I Am Second - Week One: "The Power of Story"
This week we are beginning the first of a three part series, featuring "I Am Second," a unique program that is designed to help connect people to Jesus in a very earthy, messy, awesome way.
So what does it mean to say "I Am Second?" For me it means that I am constantly being reminded of my place in line when it comes to the things that truly matter. It's a new way of knowing and being known---which is the fundamental desire of all human beings, really. It's a new way of living life to the fullest, free from the burdens of doubt, fear and the expectations of others. It's a new way of being defined by the relationship we have with Jesus... not by religion.
Jesus didn't come to live, die and be raised from the dead to form a religion. I know that sounds kind of heretical to say---but there you go. I have a t-shirt that has the word "Heretic"emblazoned on the front of it. I was wearing it when I met Andy Stanley, the pastor of one of the largest churches in America:
This is me, meeting Andy Stanley in my "heretic" shirt. He said to me, "Nice shirt."
We had a moment.
Don't try to take that away from me with your disparaging thoughts.

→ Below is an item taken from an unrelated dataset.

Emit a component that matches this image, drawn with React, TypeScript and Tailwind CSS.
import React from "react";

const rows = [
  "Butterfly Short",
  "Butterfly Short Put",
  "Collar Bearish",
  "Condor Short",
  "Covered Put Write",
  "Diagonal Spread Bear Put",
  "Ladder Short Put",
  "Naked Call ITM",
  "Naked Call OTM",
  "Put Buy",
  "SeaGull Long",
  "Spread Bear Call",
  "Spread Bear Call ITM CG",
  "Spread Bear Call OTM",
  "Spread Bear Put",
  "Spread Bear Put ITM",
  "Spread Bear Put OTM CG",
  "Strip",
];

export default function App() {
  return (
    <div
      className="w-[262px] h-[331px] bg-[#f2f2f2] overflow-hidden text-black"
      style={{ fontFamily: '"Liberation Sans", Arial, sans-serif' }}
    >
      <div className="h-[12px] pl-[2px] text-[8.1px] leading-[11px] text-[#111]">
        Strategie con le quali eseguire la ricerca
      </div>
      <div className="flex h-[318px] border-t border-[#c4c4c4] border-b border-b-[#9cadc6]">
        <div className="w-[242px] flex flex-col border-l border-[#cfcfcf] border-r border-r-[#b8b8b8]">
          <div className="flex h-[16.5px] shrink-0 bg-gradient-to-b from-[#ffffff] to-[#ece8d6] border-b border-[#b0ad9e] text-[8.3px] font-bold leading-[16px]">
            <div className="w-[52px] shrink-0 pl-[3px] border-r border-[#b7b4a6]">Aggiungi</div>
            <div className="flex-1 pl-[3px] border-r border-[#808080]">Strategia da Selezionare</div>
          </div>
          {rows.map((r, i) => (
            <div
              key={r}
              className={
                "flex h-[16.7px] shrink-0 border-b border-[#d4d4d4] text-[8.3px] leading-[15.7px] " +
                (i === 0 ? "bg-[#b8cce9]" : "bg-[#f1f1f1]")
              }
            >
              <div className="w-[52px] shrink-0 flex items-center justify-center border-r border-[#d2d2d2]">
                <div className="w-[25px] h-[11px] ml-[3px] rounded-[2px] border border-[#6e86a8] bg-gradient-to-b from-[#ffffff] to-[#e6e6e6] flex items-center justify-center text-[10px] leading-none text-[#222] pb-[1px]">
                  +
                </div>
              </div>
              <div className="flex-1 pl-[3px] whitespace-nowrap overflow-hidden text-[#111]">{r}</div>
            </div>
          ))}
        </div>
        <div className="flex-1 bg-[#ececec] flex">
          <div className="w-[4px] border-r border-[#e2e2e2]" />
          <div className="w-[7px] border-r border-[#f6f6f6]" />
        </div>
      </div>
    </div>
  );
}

So if saying that Jesus desires a relationship with him over my adherence to some religion makes me a heretic, what I am trying to explain is that I have been there, done that and... I got the dang t-shirt.

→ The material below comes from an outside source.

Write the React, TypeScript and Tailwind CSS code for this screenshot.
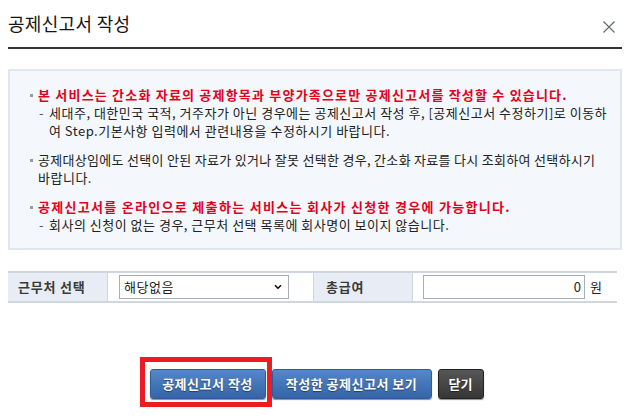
import React from "react"
import { ChevronDown } from "lucide-react"

const font = { fontFamily: '"Noto Sans CJK KR", "Noto Sans", sans-serif' }

function Bullet({ children }: { children: React.ReactNode }) {
  return (
    <div className="flex items-start">
      <span className="mt-[8px] mr-[5px] h-[3px] w-[3px] shrink-0 bg-[#9a9a9a]" />
      <div className="flex flex-col">{children}</div>
    </div>
  )
}

function SubLine({ children }: { children: React.ReactNode }) {
  return (
    <div className="flex items-start">
      <span className="w-[11px] shrink-0 pl-[1px] text-[#555]">-</span>
      <div className="flex flex-col">{children}</div>
    </div>
  )
}

function BlueButton({ children, width }: { children: React.ReactNode; width: string }) {
  return (
    <button
      className={`${width} h-[30px] rounded-[3px] border border-[#2f5b9c] bg-gradient-to-b from-[#5687ca] to-[#3564a8] text-[13px] font-bold tracking-[0.5px] text-white shadow-[0_1px_1px_rgba(0,0,0,0.45)] [text-shadow:0_1px_1px_rgba(0,0,0,0.45)]`}
    >
      {children}
    </button>
  )
}

export default function App() {
  return (
    <div className="min-h-[419px] w-[631px] bg-white pl-[8px] pr-[9px]" style={font}>
      {/* Header */}
      <div className="flex h-[49px] items-center justify-between border-b-2 border-[#333] pb-[2px]">
        <h1 className="text-[18px] font-normal leading-none tracking-[0.3px] text-[#151515]">공제신고서 작성</h1>
        <button className="mr-[7px] mt-[8px] h-[12px] w-[12px]">
          <svg viewBox="0 0 12 12" className="h-[12px] w-[12px]">
            <path d="M0.5 0.5L11.5 11.5M11.5 0.5L0.5 11.5" stroke="#5f6670" strokeWidth="1.1" fill="none" />
          </svg>
        </button>
      </div>

      {/* Notice box */}
      <div className="mt-[20px] flex flex-col gap-[11px] border-2 border-[#e1e7ef] bg-[#f4f7fb] pb-[14px] pl-[20px] pt-[15px] text-[13px] leading-[18px] tracking-[0.5px] text-[#222]">
        <Bullet>
          <p className="whitespace-nowrap text-[13px] font-bold tracking-[1.2px] text-[#e3001b]">
            본 서비스는 간소화 자료의 공제항목과 부양가족으로만 공제신고서를 작성할 수 있습니다.
          </p>
          <SubLine>
            <p className="whitespace-nowrap">
              세대주, 대한민국 국적, 거주자가 아닌 경우에는 공제신고서 작성 후, [공제신고서 수정하기]로 이동하
            </p>
            <p className="whitespace-nowrap">여 Step.기본사항 입력에서 관련내용을 수정하시기 바랍니다.</p>
          </SubLine>
        </Bullet>
        <Bullet>
          <p className="whitespace-nowrap tracking-[0.3px]">
            공제대상임에도 선택이 안된 자료가 있거나 잘못 선택한 경우, 간소화 자료를 다시 조회하여 선택하시기
          </p>
          <p className="whitespace-nowrap">바랍니다.</p>
        </Bullet>
        <Bullet>
          <p className="whitespace-nowrap text-[13px] font-bold tracking-[1.3px] text-[#e3001b]">
            공제신고서를 온라인으로 제출하는 서비스는 회사가 신청한 경우에 가능합니다.
          </p>
          <SubLine>
            <p className="whitespace-nowrap">회사의 신청이 없는 경우, 근무처 선택 목록에 회사명이 보이지 않습니다.</p>
          </SubLine>
        </Bullet>
      </div>

      {/* Form row */}
      <div className="mt-[21px] grid w-[609px] grid-cols-[100px_205px_100px_1fr] border-y-2 border-[#cfd6e0] text-[13px] text-[#222]">
        <div className="flex h-[28px] items-center border-r border-[#cfd6e0] bg-[#e8edf5] pl-[10px] text-[13px] font-bold tracking-[0.8px] text-[#3a3a3a]">
          근무처 선택
        </div>
        <div className="flex items-center pl-[11px]">
          <div className="flex h-[24px] w-[170px] items-center justify-between border border-[#a9aeb5] bg-white pl-[4px] pr-[5px]">
            <span className="tracking-[0.5px]">해당없음</span>
            <ChevronDown className="h-[10px] w-[10px] text-[#111]" strokeWidth={4} />
          </div>
        </div>
        <div className="flex items-center border-x border-[#cfd6e0] bg-[#e8edf5] pl-[12px] text-[13px] font-bold tracking-[0.8px] text-[#3a3a3a]">
          총급여
        </div>
        <div className="flex items-center pl-[10px]">
          <div className="flex h-[24px] w-[162px] items-center justify-end border border-[#a9aeb5] bg-white pr-[3px]">
            0
          </div>
          <span className="ml-[5px]">원</span>
        </div>
      </div>

      {/* Buttons */}
      <div className="mt-[66px] flex justify-center gap-[6px] pl-[3px]">
        <div className="relative">
          <BlueButton width="w-[116px]">공제신고서 작성</BlueButton>
          <div className="pointer-events-none absolute -bottom-[8px] -left-[10px] -right-[6px] -top-[12px] border-[5px] border-[#ec1c24]" />
        </div>
        <BlueButton width="w-[160px]">작성한 공제신고서 보기</BlueButton>
        <button className="h-[30px] w-[46px] rounded-[3px] border border-[#222] bg-gradient-to-b from-[#575757] to-[#363636] text-[13px] font-bold text-white shadow-[0_1px_1px_rgba(0,0,0,0.45)] [text-shadow:0_1px_1px_rgba(0,0,0,0.5)]">
          닫기
        </button>
      </div>
    </div>
  )
}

This week we will begin our I Am Second series with "The Power of Story," and the study of one of the most famous stories in the Bible---The Woman at The Well.
But first, I have to tell you a story of my own--since this sermon is about stories, and who gets to tell them, basically.
When I was in tenth grade I was a second string forward on my school's varsity basketball team. The guy who played my position was a senior, and he had been a starter for two years. I was prepared to "ride the pine," as they say, for the entire season. I practiced hard, but I always knew that I was second string. During games I would just sort of sit there and have conversations with the other second string dudes, and look down the bench at my coach every so often to see if he was remotely interested in putting me in the game.
The guy starting ahead of me never got tired. So I road the pine, and every so often went in for a few seconds.
We played a couple of preseason games, and were doing pretty well. Our coach told us that he had high hopes for us that year. Then one evening we were practicing and the guy who started in front of me went up for a rebound, and came down on someone's foot. His knee twisted grotesquely, and he screamed in pain. It was a torn ACL, we found out later.
I remember the coach putting his hand on my shoulder that night and looking at me with a serious expression on his face. "It's on you now," he told me. I wasn't quite sure what he meant by that. All I knew was that his hand felt heavy on my shoulder, and the weight of what he said felt even heavier.
I was not ready. I was not skilled enough. There were a lot of "nots" you could attach to the description of me at that point. But what I was, was next up. All of a sudden, I was in the game. I practiced with new intensity. I focused harder every moment we went over plays...
I've learned a few things in life, and this is one of the more important things I've picked up along the way: When it comes to a life of faith, there is a difference between being in the game than being on the bench.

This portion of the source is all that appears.